15. The decision of this Court in Indian Aluminium (supra), it is submitted, is no longer good law, as:
(a) There was no specific entry for dross when the decision was rendered by this Court whereas Chapter Heading 26.20 covers the same.
(b) Dross and skimming are not thrown out but are preserved for further sale.
16. The contention of respondent, on the other hand, are:
(i) Appellants are not extracting metal from dross.
(ii) The content of metal in dross is immaterial.
(iii) Dross is not comparable to metal or waste.
(iv) The issue as to the dutiability of dross was settled by this Court in Indian Aluminium (supra). Thereafter, the Tribunal after considering Tariff Heading 26.20 held that dross was not dutiable.
17. Tariff Heading 26.20 was introduced with effect from 1.3.1986. It is not waste but it comes under the heading ‘ash or residue’. It may be true that the old tariff did not contain a specific entry as regards ‘dross’ when the decision of this Court was rendered but the question which arises for consideration is whether only because there now exists a specific entry in the Central Excise Tariff by way of ‘ash and residue’, would the same by itself make ‘dross’ subject to payment of excise duty although no manufacturing process is involved.
18. The entry in question does not contain any legal fiction. It does not say that any residue having more than a certain percentage of the metal would be deemed to have been manufactured or would be excisable. Records maintained by respondent whereupon the Revenue has relied upon may be a relevant factor to identify ‘dross’ as a marketable commodity but then percentage of the metal in dross may not by itself make it excisable, if it is otherwise not. An article is not exigible to tax only because it may have some saleable value.
19. It may be that dross no longer answers the description of ‘waste and scrap’ in view of the changes made in the Tariff. It is, however, almost well-settled that even if some percentage of metal is found in the dross the same in absence of something more in the entry would not be rendered as an excisable article. This Court in Indian Aluminium (supra) in fact noticed that some amount of metal is found in dross and skimming. A distinction, however, was made that dross and skimming are not metals in the same class as ‘waste or scrap’. Even assuming that dross having a high percentage of metal is a marketable commodity, the question, in our opinion, would arise as to whether the same can be said to be a manufactured product. The term ‘manufacture’ implies a change. Every change, however, is not a manufacture. Every change of an article may be the result of treatment, labour and manipulation. But manufacture would imply something more. There must be a transformation; a new and different article must emerge having a distinctive name, character or use. (See Union of India and Another v. Delhi Cloth and General Mills Co. Ltd.1)
20. We have noticed hereinbefore as to how dross comes into being. The learned Additional Solicitor General submitted that in Indian Aluminium (supra) itself this Court held that ‘undoubtedly dross and skimming do arise during the process of manufacture’, but, it was not held therein that it amounts to manufacture.

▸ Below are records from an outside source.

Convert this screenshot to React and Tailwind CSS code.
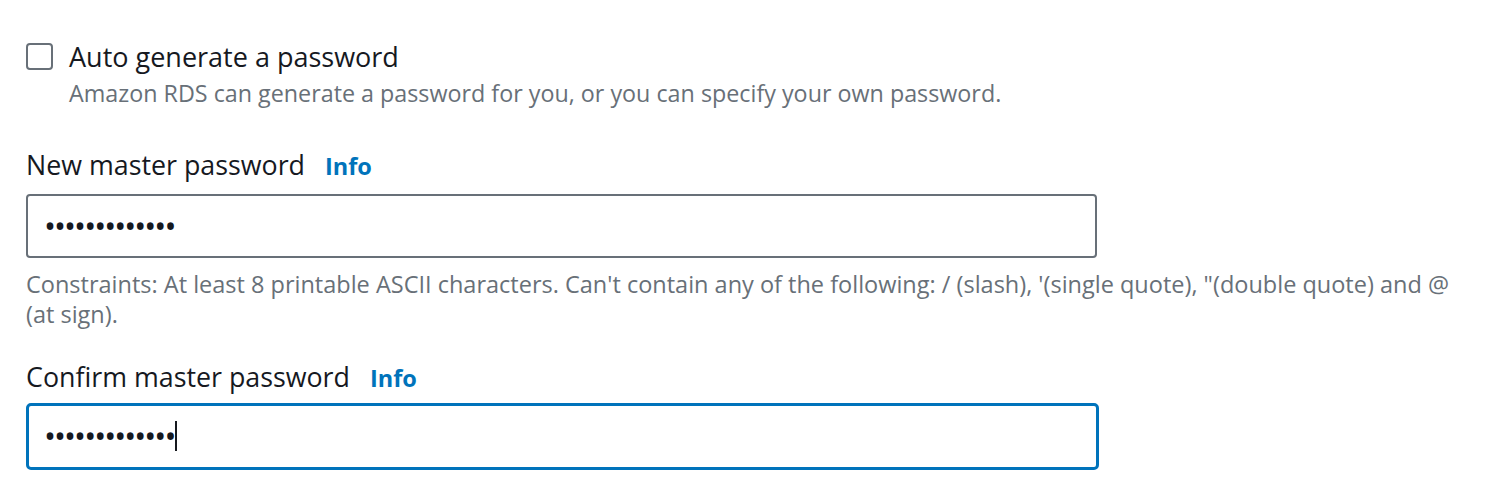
export default function App() {
  const font = { fontFamily: '"Open Sans", "Noto Sans", sans-serif' };
  return (
    <div className="min-h-[498px] w-[1496px] bg-white pl-[26px] pt-[42px] text-[#16191f]" style={font}>
      {/* Auto generate checkbox */}
      <div className="flex items-start gap-[16px]">
        <div className="mt-[1px] h-[27px] w-[27px] shrink-0 rounded-[4px] border-2 border-[#687078] bg-white" />
        <div>
          <div className="text-[27px] leading-[30px]">Auto generate a password</div>
          <div className="mt-[6px] text-[23.3px] leading-[30px] text-[#687078]">
            Amazon RDS can generate a password for you, or you can specify your own password.
          </div>
        </div>
      </div>

      {/* New master password */}
      <div className="mt-[40px] flex items-baseline gap-[20px]">
        <span className="text-[26.8px] leading-[34px]">New master password</span>
        <a href="#" className="text-[23.5px] font-bold text-[#0073bb]">Info</a>
      </div>
      <div className="mt-[10px] flex h-[64px] w-[1071px] items-center rounded-[4px] border-2 border-[#687078] px-[16px]">
        <span className="text-[32px] leading-[32px] tracking-[-2px] text-[#16191f]">•••••••••••••</span>
      </div>
      <div className="mt-[11px] w-[1440px] text-[23.5px] leading-[30px] text-[#687078]">
        Constraints: At least 8 printable ASCII characters. Can't contain any of the following: / (slash), '(single quote), "(double quote) and @ (at sign).
      </div>

      {/* Confirm master password */}
      <div className="mt-[31px] flex items-baseline gap-[20px]">
        <span className="text-[26.8px] leading-[34px]">Confirm master password</span>
        <a href="#" className="text-[23.5px] font-bold text-[#0073bb]">Info</a>
      </div>
      <div className="mt-[6px] flex h-[67px] w-[1073px] items-center rounded-[5px] border-[3px] border-[#0073bb] px-[15px]">
        <span className="text-[32px] leading-[32px] tracking-[-2px] text-[#16191f]">•••••••••••••</span>
        <span className="ml-[1px] h-[30px] w-[2px] bg-[#16191f]" />
      </div>
    </div>
  );
}
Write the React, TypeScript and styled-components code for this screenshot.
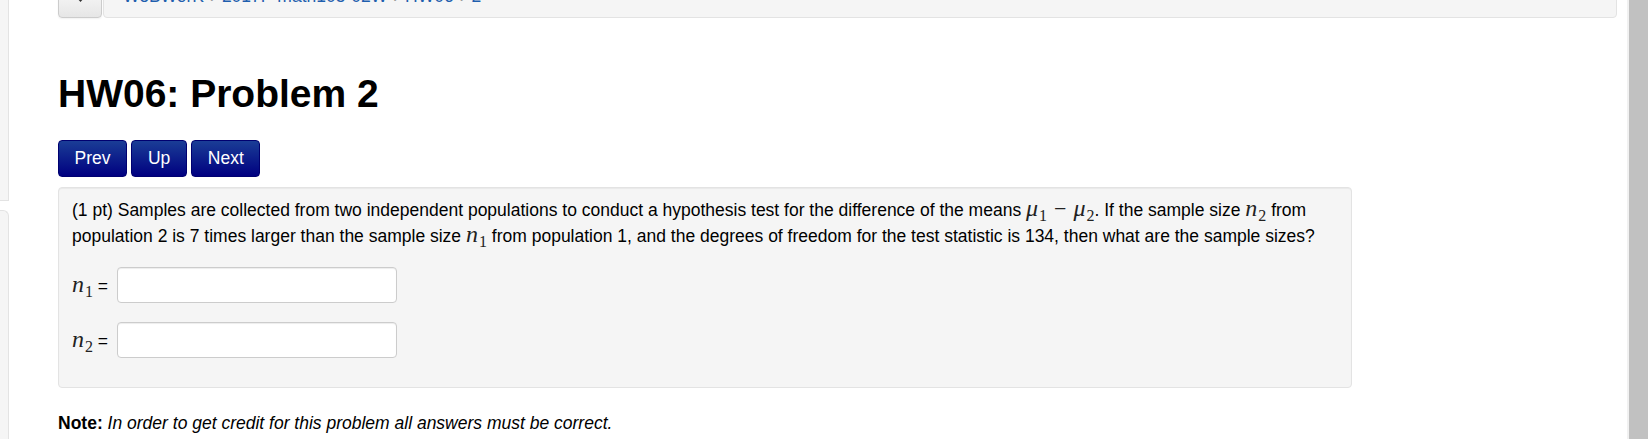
import React from 'react'
import styled, { createGlobalStyle } from 'styled-components'

const GlobalStyle = createGlobalStyle`
  html, body {
    margin: 0;
    padding: 0;
    background: #ffffff;
    overflow: hidden;
  }

  body {
    font-family: "Liberation Sans", Arial, sans-serif;
    font-size: 17.5px;
    color: #000000;
  }
`

const Page = styled.div`
  display: flex;
  width: 1648px;
  height: 439px;
  overflow: hidden;
`

const Sidebar = styled.div`
  width: 9px;
  flex-shrink: 0;
  display: flex;
  flex-direction: column;
  gap: 9px;
`

const SidebarPanel = styled.div<{ $lower?: boolean }>`
  box-sizing: border-box;
  background: #f5f5f5;
  border-right: 1px solid #e3e3e3;
  height: ${(p) => (p.$lower ? 'auto' : '201px')};
  flex: ${(p) => (p.$lower ? '1' : 'none')};
  border-bottom: ${(p) => (p.$lower ? 'none' : '1px solid #e3e3e3')};
  border-top: ${(p) => (p.$lower ? '1px solid #e3e3e3' : 'none')};
  border-top-right-radius: ${(p) => (p.$lower ? '6px' : '0')};
`

const Main = styled.div`
  flex: 1;
  min-width: 0;
  padding: 0 10px 0 49px;
  display: flex;
  flex-direction: column;
  align-items: flex-start;
`

const Breadcrumbs = styled.div`
  align-self: stretch;
  display: flex;
  gap: 1px;
  height: 40px;
  margin-top: -22px;
`

const ToggleButton = styled.button`
  box-sizing: border-box;
  width: 44px;
  padding: 18px 0 0;
  display: flex;
  justify-content: center;
  align-items: flex-start;
  border: 1px solid #cccccc;
  border-radius: 4px;
  background: linear-gradient(to bottom, #ffffff, #e6e6e6);
  box-shadow: 0 1px 2px rgba(0, 0, 0, 0.06);
`

const Crumbs = styled.div`
  flex: 1;
  box-sizing: border-box;
  padding: 5px 19px;
  line-height: 24px;
  background: #f5f5f5;
  border: 1px solid #e3e3e3;
  border-radius: 4px;
  color: #1f5fae;
  white-space: nowrap;
`

const Divider = styled.span`
  color: #999999;
  margin: 0 6px;
`

const Title = styled.h1`
  margin: 54px 0 0;
  font-size: 39px;
  line-height: 43px;
  font-weight: 700;
  color: #000000;
`

const NavBar = styled.div`
  display: flex;
  gap: 4.5px;
  margin-top: 25px;
`

const NavButton = styled.button`
  height: 37px;
  padding: 0 15.5px;
  font-family: "Liberation Sans", Arial, sans-serif;
  font-size: 17.5px;
  color: #ffffff;
  border: 1px solid #000070;
  border-radius: 4px;
  background: linear-gradient(to bottom, #1a3d96, #000080);
  cursor: pointer;
`

const ProblemBox = styled.div`
  box-sizing: border-box;
  width: 1294px;
  margin-top: 10px;
  padding: 10px 13px 29px;
  background: #f5f5f5;
  border: 1px solid #e3e3e3;
  border-radius: 4px;
  box-shadow: inset 0 1px 1px rgba(0, 0, 0, 0.05);
`

const Question = styled.p`
  margin: 0;
  line-height: 25.5px;
`

const MathVar = styled.span`
  font-family: "Liberation Serif", "Times New Roman", serif;
  font-style: italic;
  font-size: 24px;
  line-height: 0.9;
  color: #222222;
`

const MathSub = styled.span`
  font-family: "Liberation Serif", "Times New Roman", serif;
  font-style: normal;
  font-size: 16px;
  line-height: 1;
  position: relative;
  top: 5px;
  margin-left: 1px;
  color: #222222;
`

const MathOp = styled.span`
  font-family: "Liberation Serif", "Times New Roman", serif;
  font-size: 22px;
  line-height: 0.9;
  margin: 0 7px;
  color: #222222;
`

const AnswerList = styled.div`
  margin-top: 18px;
  display: flex;
  flex-direction: column;
  gap: 19px;
`

const AnswerRow = styled.div`
  display: flex;
  align-items: center;
  height: 36px;
`

const AnswerLabel = styled.label`
  white-space: nowrap;
`

const AnswerInput = styled.input`
  box-sizing: border-box;
  margin-left: 9px;
  width: 280px;
  height: 36px;
  background: #ffffff;
  border: 1px solid #cccccc;
  border-radius: 4px;
  box-shadow: inset 0 1px 1px rgba(0, 0, 0, 0.075);
  outline: none;
`

const Note = styled.p`
  margin: 23px 0 0;
  line-height: 25.5px;

  em {
    font-style: italic;
  }
`

const Scrollbar = styled.div`
  width: 21px;
  flex-shrink: 0;
  box-sizing: border-box;
  padding-left: 2px;
  background: #f1f1f1;
  display: flex;
`

const Thumb = styled.div`
  flex: 1;
  background: #c1c1c1;
`

const Var = ({ name, sub }: { name: string; sub: string }) => (
  <>
    <MathVar>{name}</MathVar>
    <MathSub>{sub}</MathSub>
  </>
)

const answers = ['1', '2']

const App = () => {
  return (
    <Page>
      <GlobalStyle />
      <Sidebar>
        <SidebarPanel />
        <SidebarPanel $lower />
      </Sidebar>
      <Main>
        <Breadcrumbs>
          <ToggleButton type="button">
            <svg width="9" height="5" viewBox="0 0 9 5">
              <path d="M0 0h9L4.5 5z" fill="#333" />
            </svg>
          </ToggleButton>
          <Crumbs>
            WeBWorK<Divider>›</Divider>2017F-math105-02W<Divider>›</Divider>HW06<Divider>›</Divider>2
          </Crumbs>
        </Breadcrumbs>

        <Title>HW06: Problem 2</Title>

        <NavBar>
          <NavButton type="button">Prev</NavButton>
          <NavButton type="button">Up</NavButton>
          <NavButton type="button">Next</NavButton>
        </NavBar>

        <ProblemBox>
          <Question>
            (1 pt) Samples are collected from two independent populations to conduct a hypothesis
            test for the difference of the means <Var name="μ" sub="1" />
            <MathOp>−</MathOp>
            <Var name="μ" sub="2" />. If the sample size <Var name="n" sub="2" /> from population 2
            is 7 times larger than the sample size <Var name="n" sub="1" /> from population 1, and
            the degrees of freedom for the test statistic is 134, then what are the sample sizes?
          </Question>
          <AnswerList>
            {answers.map((n) => (
              <AnswerRow key={n}>
                <AnswerLabel>
                  <Var name="n" sub={n} /> =
                </AnswerLabel>
                <AnswerInput type="text" />
              </AnswerRow>
            ))}
          </AnswerList>
        </ProblemBox>

        <Note>
          <strong>Note:</strong> <em>In order to get credit for this problem all answers must be correct.</em>
        </Note>
      </Main>
      <Scrollbar>
        <Thumb />
      </Scrollbar>
    </Page>
  )
}

export default App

21. In Tata Iron and Steel Co. Ltd. (supra), on the other hand, this Court noticed that dross and skimming are capable of being sold. This Court furthermore opined that only because the article may have some saleable value, the same would not render it to be ‘a manufactured product’.
22. This Court clearly opined:
‘This Court, in conclusion, held that the onus to show that particular goods on which excise duty is sought to be levied have gone through the process of manufacture in India is on the Revenue and that the Revenue have done nothing to discharge this onus.’
23. It was further held:
‘In our opinion, this Court in Indian Aluminium Co. Ltd. has held that merely selling does not mean dross and skimming are a marketable commodity as even rubbish can be sold and everything, however, which is sold is not necessarily a marketable commodity as known to commerce and which, it may be worthwhile to trade in. The issue involved in this case is governed by the past decisions of the Tribunal and also of this Court where the Tribunal and this Court held that the zinc dross and skimming arising as refuse during galvanisation process are not excisable goods. The Tribunal, in our opinion, has rightly relied upon the decision of this Court in Indian Aluminium Co. Ltd. and in view of the above decision of the Tribunal following this Court’s opinion in Indian Aluminium Co. Ltd. we disagree with the appellants that zinc dross, flux skimming and zinc scalings are goods and hence excisable.’
24. In this case also, it has not been contended that the article was obtained during the process of manufacture. It was faintly suggested by the learned Additional Solicitor General that the proposition of law in Tata Iron and Steel Co. Ltd. (supra) has been overstated, but in view of our findings aforesaid we do not think that we should enter into the said question.
25. For the reasons aforementioned, we find no merit in this appeal which is dismissed accordingly. No costs.